Dutch MP launches anti-fatwa campaign

Coinciding with the tenth anniversary of the 9/11 attacks in the US, Dutch Green Left MP Tofik Dibi is launching an internet awareness campaign aimed at making Muslims think for themselves.

Presented in Dutch, English and Arabic, his campaign, entitled “The Last Fatwa”, aims to “free Muslims from top-down decrees issued by a handful of scholars”. Muslims, the Dutch MP says, “should learn to think independently and make their own choices”.

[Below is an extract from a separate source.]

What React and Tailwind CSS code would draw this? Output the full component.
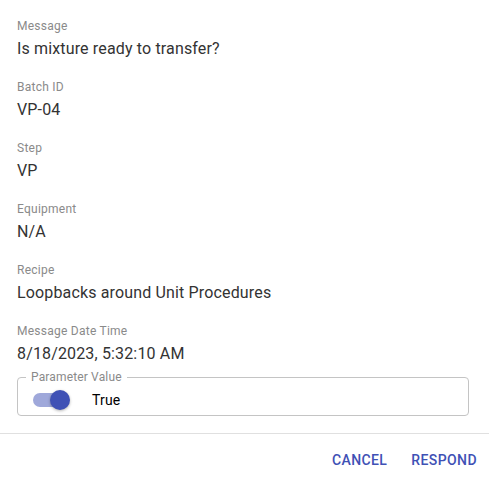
import React, { useState } from "react";

const fields = [
  { label: "Message", value: "Is mixture ready to transfer?" },
  { label: "Batch ID", value: "VP-04" },
  { label: "Step", value: "VP" },
  { label: "Equipment", value: "N/A" },
  { label: "Recipe", value: "Loopbacks around Unit Procedures" },
  { label: "Message Date Time", value: "8/18/2023, 5:32:10 AM" },
];

const App = () => {
  const [checked, setChecked] = useState(true);

  return (
    <div className="min-h-screen bg-white font-['Roboto',sans-serif]">
      <div className="px-[17px] pt-[16px]">
        {fields.map((f, i) => (
          <div key={f.label} className={i < fields.length - 1 ? "mb-[16px]" : ""}>
            <div className="text-xs leading-5 tracking-[0.25px] text-[#8a8a8a]">{f.label}</div>
            <div className="mt-[1px] text-base leading-6 tracking-[0.15px] text-[#333333]">{f.value}</div>
          </div>
        ))}

        {/* outlined parameter box */}
        <div className="relative mt-[11px] mr-[3px] h-[39px] border border-[#c4c4c4] rounded flex items-center pl-[15px] pt-[6px]">
          <span className="absolute top-[-9px] left-[8px] px-[5px] bg-white text-xs leading-4 tracking-[0.15px] text-[#8a8a8a]">
            Parameter Value
          </span>
          <button
            onClick={() => setChecked(!checked)}
            className={`relative w-[34px] h-[14px] rounded-full ${checked ? "bg-[#9fa8da]" : "bg-[#bdbdbd]"}`}
          >
            <span
              className={`absolute top-[-3px] w-5 h-5 rounded-full shadow-[0_1px_3px_rgba(0,0,0,0.3)] ${checked ? "left-[17px] bg-[#3f51b5]" : "left-[-3px] bg-[#fafafa]"}`}
            />
          </button>
          <span className="ml-[25px] text-sm tracking-[0.15px] text-black">{checked ? "True" : "False"}</span>
        </div>
      </div>

      <div className="mt-[17px] border-t border-[#e0e0e0] flex justify-end items-center gap-[8px] pr-[4px] pt-[8px]">
        <button className="h-9 px-2 text-sm font-medium tracking-[0.4px] uppercase text-[#3f51b5]">Cancel</button>
        <button className="h-9 px-2 text-sm font-medium tracking-[0.4px] uppercase text-[#3f51b5]">Respond</button>
      </div>
    </div>
  );
};

export default App;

The move is intended to create a movement that will end “the kidnapping of the Islamic faith”. Those who hijacked the planes on 11 September 2001 and destroyed 3,000 lives, Mr Dibi maintains, also “took our deepest principles hostage”.

A politician rather than an Islam scholar, Mr Dibi says he is aware his campaign has its pitfalls. “Fatwas can be sincere answers to sincere questions from individual Muslims”, he admits, alluding to welcome “anti-terrorism fatwas”. At the same time, however, he argues that fatwas “reduce Muslims to unthinking subjects of fellow faithful who think they are Allah.”

Mr Dibi says he has received a great deal of support as well as words of caution, alerting him to the risks he is exposing himself to. He’s not too concerned about any potential threats, he says. “I’m appealing to common sense and refer to individual freedom. We all experience Islam in our own way.”

He has deliberately chosen to use the term “fatwa”, he says, because it’s such a “powerful symbol” and is likely to provoke debate, both at home and abroad.